Now here is the question the Chafetz Chaim did not live to answer, but which I think about constantly:

If I ask an AI to help me craft a message that subtly undermines a competitor, am I the one walking as a rachil — or is the machine?

The answer, I think, is obvious, and slightly uncomfortable. Shlucho shel adam kemoto — a person's agent is like the person himself (Kiddushin 42b).⁴ The machine is my shaliach. I am the sender. I am responsible for what my agent delivers.

The AI does not have a yetzer hara. It has no inclination to gossip, to one-up, to wound. That is entirely my contribution to the collaboration.

 

🤖 But here is where it gets genuinely interesting

The flip side is real and worth sitting with.
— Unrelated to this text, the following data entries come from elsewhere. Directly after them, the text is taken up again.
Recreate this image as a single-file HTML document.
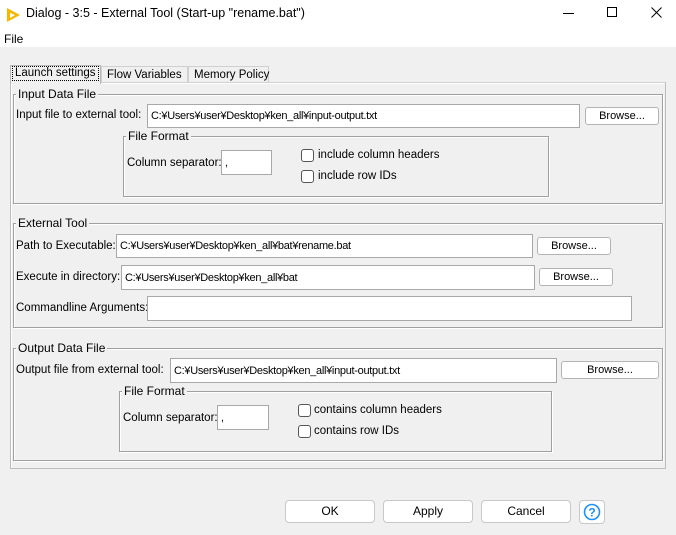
<!DOCTYPE html>
<html><head><style>
*{box-sizing:border-box;margin:0;padding:0}
body{width:676px;height:535px;background:#f0f0f0;font-family:"Liberation Sans","Noto Sans CJK JP",sans-serif;font-size:11.5px;color:#000;position:relative;overflow:hidden}
.a{position:absolute;white-space:nowrap}
.grp{position:absolute;border:1px solid #a0a0a0;box-shadow:1px 1px 0 #fff, inset 1px 1px 0 #fff}
.gt{position:absolute;background:#f0f0f0;padding:0 2px;line-height:13px;font-size:12px}
.tf{position:absolute;background:#fff;border:1px solid #a8a8a8;padding-left:3px;display:flex;align-items:center;font-size:11px;letter-spacing:-0.3px;white-space:nowrap;overflow:hidden}
.br{position:absolute;background:#fff;border:1px solid #b4b4b4;border-radius:3px;text-align:center;font-size:11px;line-height:16px}
.cb{position:absolute;width:13px;height:13px;border:1px solid #555;border-radius:3px;background:#fff}
.bt{position:absolute;background:#fff;border:1px solid #c8c8c8;border-radius:4px;text-align:center;font-size:12px;line-height:21px;top:500px;height:23px}
</style></head><body>
<div class="a" style="left:0;top:0;width:676px;height:47px;background:#fff"></div>
<svg class="a" style="left:5px;top:7px" width="16" height="16"><polygon points="2,1 15,8 2,15" fill="#f5b800"/><polygon points="5,6 10,8 5,11" fill="#fff"/></svg>
<div class="a" style="left:26px;top:6px;font-size:12.5px">Dialog - 3:5 - External Tool (Start-up "rename.bat")</div>
<div class="a" style="left:563px;top:13px;width:11px;height:1px;background:#000"></div>
<div class="a" style="left:607px;top:7px;width:10px;height:10px;border:1px solid #000"></div>
<svg class="a" style="left:651px;top:7px" width="11" height="11"><path d="M0.5 0.5L10.5 10.5M10.5 0.5L0.5 10.5" stroke="#000" stroke-width="1"/></svg>
<div class="a" style="left:4px;top:32px;font-size:12px">File</div>

<div class="a" style="left:10px;top:82px;width:656px;height:387px;border:1px solid #bdbdbd;border-top-color:#d0d0d0;box-shadow:inset 1px 1px 0 #fff"></div>
<div class="a" style="left:10px;top:65px;width:91px;height:19px;background:#f0f0f0;border:1px solid #b8b8b8;border-bottom:none"></div>
<div class="a" style="left:12px;top:66px;width:87px;height:15px;border:1px dotted #000;padding-left:2px;line-height:13px;font-size:11.5px">Launch settings</div>
<div class="a" style="left:101px;top:66px;width:87px;height:17px;border:1px solid #d0d0d0;border-bottom:none;padding-left:5px;line-height:17px">Flow Variables</div>
<div class="a" style="left:188px;top:66px;width:81px;height:17px;border:1px solid #d0d0d0;border-bottom:none;padding-left:5px;line-height:17px">Memory Policy</div>

<div class="grp" style="left:13px;top:94px;width:650px;height:110px"></div>
<div class="gt" style="left:16px;top:88px">Input Data File</div>
<div class="a" style="left:16px;top:109px">Input file to external tool:</div>
<div class="tf" style="left:147px;top:104px;width:433px;height:24px">C:¥Users¥user¥Desktop¥ken_all¥input-output.txt</div>
<div class="br" style="left:585px;top:107px;width:74px;height:18px">Browse...</div>
<div class="grp" style="left:123px;top:136px;width:426px;height:61px"></div>
<div class="gt" style="left:126px;top:130px">File Format</div>
<div class="a" style="left:127px;top:157px">Column separator:</div>
<div class="tf" style="left:221px;top:150px;width:51px;height:25px">,</div>
<div class="cb" style="left:301px;top:149px"></div><div class="a" style="left:318px;top:149px">include column headers</div>
<div class="cb" style="left:301px;top:170px"></div><div class="a" style="left:318px;top:170px">include row IDs</div>

<div class="grp" style="left:13px;top:223px;width:650px;height:105px"></div>
<div class="gt" style="left:16px;top:217px">External Tool</div>
<div class="a" style="left:16px;top:240px">Path to Executable:</div>
<div class="tf" style="left:116px;top:234px;width:417px;height:24px">C:¥Users¥user¥Desktop¥ken_all¥bat¥rename.bat</div>
<div class="br" style="left:537px;top:237px;width:74px;height:18px">Browse...</div>
<div class="a" style="left:16px;top:271px">Execute in directory:</div>
<div class="tf" style="left:121px;top:265px;width:414px;height:25px">C:¥Users¥user¥Desktop¥ken_all¥bat</div>
<div class="br" style="left:539px;top:268px;width:74px;height:18px">Browse...</div>
<div class="a" style="left:16px;top:302px">Commandline Arguments:</div>
<div class="tf" style="left:147px;top:296px;width:485px;height:25px"></div>

<div class="grp" style="left:13px;top:348px;width:650px;height:113px"></div>
<div class="gt" style="left:16px;top:342px">Output Data File</div>
<div class="a" style="left:16px;top:364px">Output file from external tool:</div>
<div class="tf" style="left:170px;top:358px;width:387px;height:25px">C:¥Users¥user¥Desktop¥ken_all¥input-output.txt</div>
<div class="br" style="left:561px;top:361px;width:98px;height:18px">Browse...</div>
<div class="grp" style="left:119px;top:391px;width:433px;height:61px"></div>
<div class="gt" style="left:122px;top:385px">File Format</div>
<div class="a" style="left:123px;top:412px">Column separator:</div>
<div class="tf" style="left:217px;top:405px;width:52px;height:25px">,</div>
<div class="cb" style="left:298px;top:404px"></div><div class="a" style="left:314px;top:404px">contains column headers</div>
<div class="cb" style="left:298px;top:425px"></div><div class="a" style="left:314px;top:425px">contains row IDs</div>

<div class="bt" style="left:285px;width:90px">OK</div>
<div class="bt" style="left:383px;width:90px">Apply</div>
<div class="bt" style="left:481px;width:90px">Cancel</div>
<div class="bt" style="left:579px;width:26px;height:24px"></div>
<svg class="a" style="left:583px;top:503px" width="18" height="18"><circle cx="9" cy="9" r="7.5" fill="none" stroke="#1e90ff" stroke-width="1.6"/><text x="9" y="13.5" font-size="12" font-weight="bold" text-anchor="middle" fill="#1e90ff" font-family="Liberation Sans">?</text></svg>
</body></html>
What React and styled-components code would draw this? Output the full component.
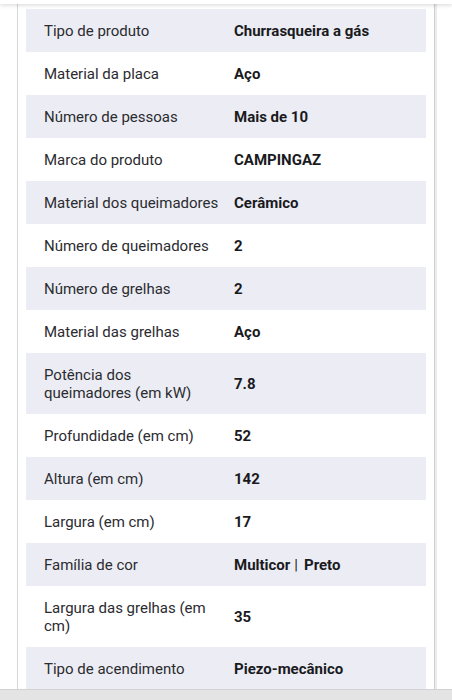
import React from "react";
import styled, { createGlobalStyle } from "styled-components";

const Global = createGlobalStyle`
  html, body { margin: 0; padding: 0; background: #ffffff; }
  body { font-family: Roboto, "Noto Sans", sans-serif; }
  #root { height: 700px; overflow: hidden; }
`;

const Page = styled.div`
  position: relative;
  height: 700px;
  display: flex;
  flex-direction: column;
  background: #fff;
  overflow: hidden;
`;

const TopShade = styled.div`
  position: absolute;
  top: 0;
  left: 0;
  right: 0;
  height: 4px;
  background: #fff;
  box-shadow: 0 1px 4px rgba(0, 0, 0, 0.18);
  z-index: 2;
`;

const Card = styled.div`
  flex: 1;
  margin: 0 17px 0 17px;
  border-left: 1px solid #d6d6d6;
  border-right: 1px solid #cfcfcf;
  box-shadow: 2px 0 0 #ececec;
  padding: 9px 8px 0 8px;
  overflow: hidden;
`;

const Table = styled.div`
  display: flex;
  flex-direction: column;
`;

const Row = styled.div`
  display: grid;
  grid-template-columns: 208px 1fr;
  align-items: center;
  min-height: 43px;
  padding: 12.5px 0;
  box-sizing: border-box;
  background: ${(p) => (p.$shaded ? "#ecedf4" : "#ffffff")};
`;

const Label = styled.div`
  padding-left: 18px;
  font-size: 15px;
  line-height: 18px;
  color: #2b2b30;
  white-space: pre;
`;

const Value = styled.div`
  font-size: 15px;
  line-height: 18px;
  font-weight: 700;
  color: #1a1a1e;
`;

const Sep = styled.span`
  font-weight: 400;
  margin: 0 6px 0 4px;
`;

const BottomBar = styled.div`
  position: absolute;
  left: 0;
  right: 0;
  bottom: 0;
  height: 10px;
  background: #e4e4e4;
  border-top: 1px solid #d2d2d2;
  z-index: 2;
`;

const rows = [
  ["Tipo de produto", "Churrasqueira a gás"],
  ["Material da placa", "Aço"],
  ["Número de pessoas", "Mais de 10"],
  ["Marca do produto", "CAMPINGAZ"],
  ["Material dos queimadores", "Cerâmico"],
  ["Número de queimadores", "2"],
  ["Número de grelhas", "2"],
  ["Material das grelhas", "Aço"],
  ["Potência dos\nqueimadores (em kW)", "7.8"],
  ["Profundidade (em cm)", "52"],
  ["Altura (em cm)", "142"],
  ["Largura (em cm)", "17"],
  ["Família de cor", ["Multicor", "Preto"]],
  ["Largura das grelhas (em\ncm)", "35"],
  ["Tipo de acendimento", "Piezo-mecânico"],
];

export default function App() {
  return (
    <>
      <Global />
      <Page>
        <TopShade />
        <Card>
          <Table>
            {rows.map(([label, value], i) => (
              <Row key={i} $shaded={i % 2 === 0}>
                <Label>{label}</Label>
                <Value>
                  {Array.isArray(value) ? (
                    <>
                      {value[0]}
                      <Sep>|</Sep>
                      {value[1]}
                    </>
                  ) : (
                    value
                  )}
                </Value>
              </Row>
            ))}
          </Table>
        </Card>
        <BottomBar />
      </Page>
    </>
  );
}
AI, used with intention, is perhaps the most powerful shmirat halashon tool ever invented — because it does not get swept up in the moment the way humans do.

When I am angry and drafting an email I will regret, my AI will not match my energy. It will not add a zinger. It will not say "you know what, you're right, he IS insufferable." It will flatten my affect, smooth my rough edges, and occasionally ask me — with infuriating calm — whether I want to "soften the tone."
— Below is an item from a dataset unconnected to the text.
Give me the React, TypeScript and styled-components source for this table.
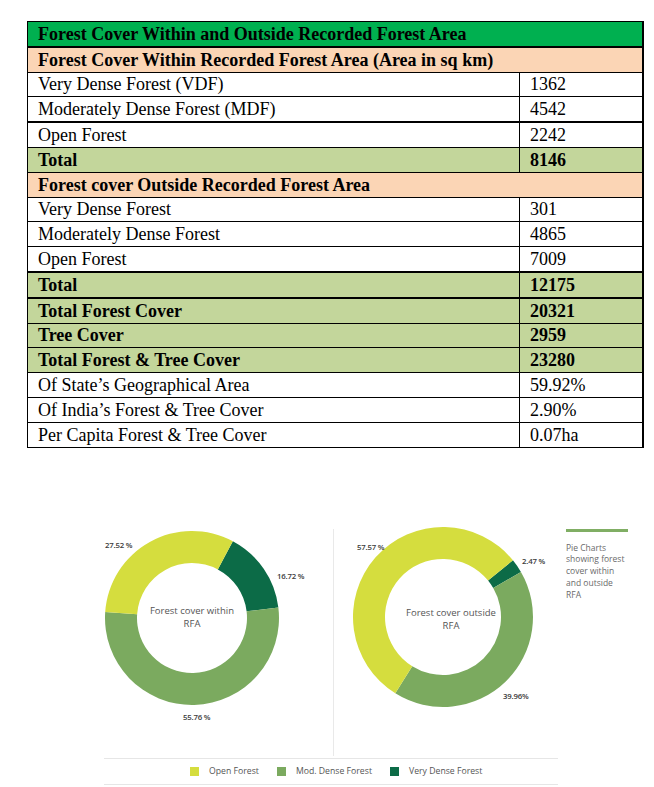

That pause. That tiny, maddening suggestion. That is tzelem Elohim reflected back at me through a machine that doesn't even know what tzelem Elohim means.

The Talmud teaches that the seal of the Holy One is emet — truth (Shabbat 55a).⁵ A well-prompted AI, trained to be accurate and balanced, will often drag us toward emet when our first instinct is something considerably messier.

The AI will not add a zinger. That pause — that tiny, maddening "soften the tone?" — that is kedoshim tihiyu as a push notification.

 

When the tool becomes a tikkun

Here is what I keep coming back to, and what I think is genuinely underappreciated in most conversations about AI and ethics: this technology, wielded with the right intentions, is not merely neutral. It can be actively redemptive.

Think about what becomes possible when AI is pointed at chesed rather than cheshbon.

WHAT RESPONSIBLE AI LOOKS LIKE IN PRACTICE

A retiree in Cleveland uses AI to translate her late grandmother's Yiddish letters — letters that sat in a shoebox for forty years — into English, so her grandchildren can finally read them. Lost voices, recovered. Memory, preserved.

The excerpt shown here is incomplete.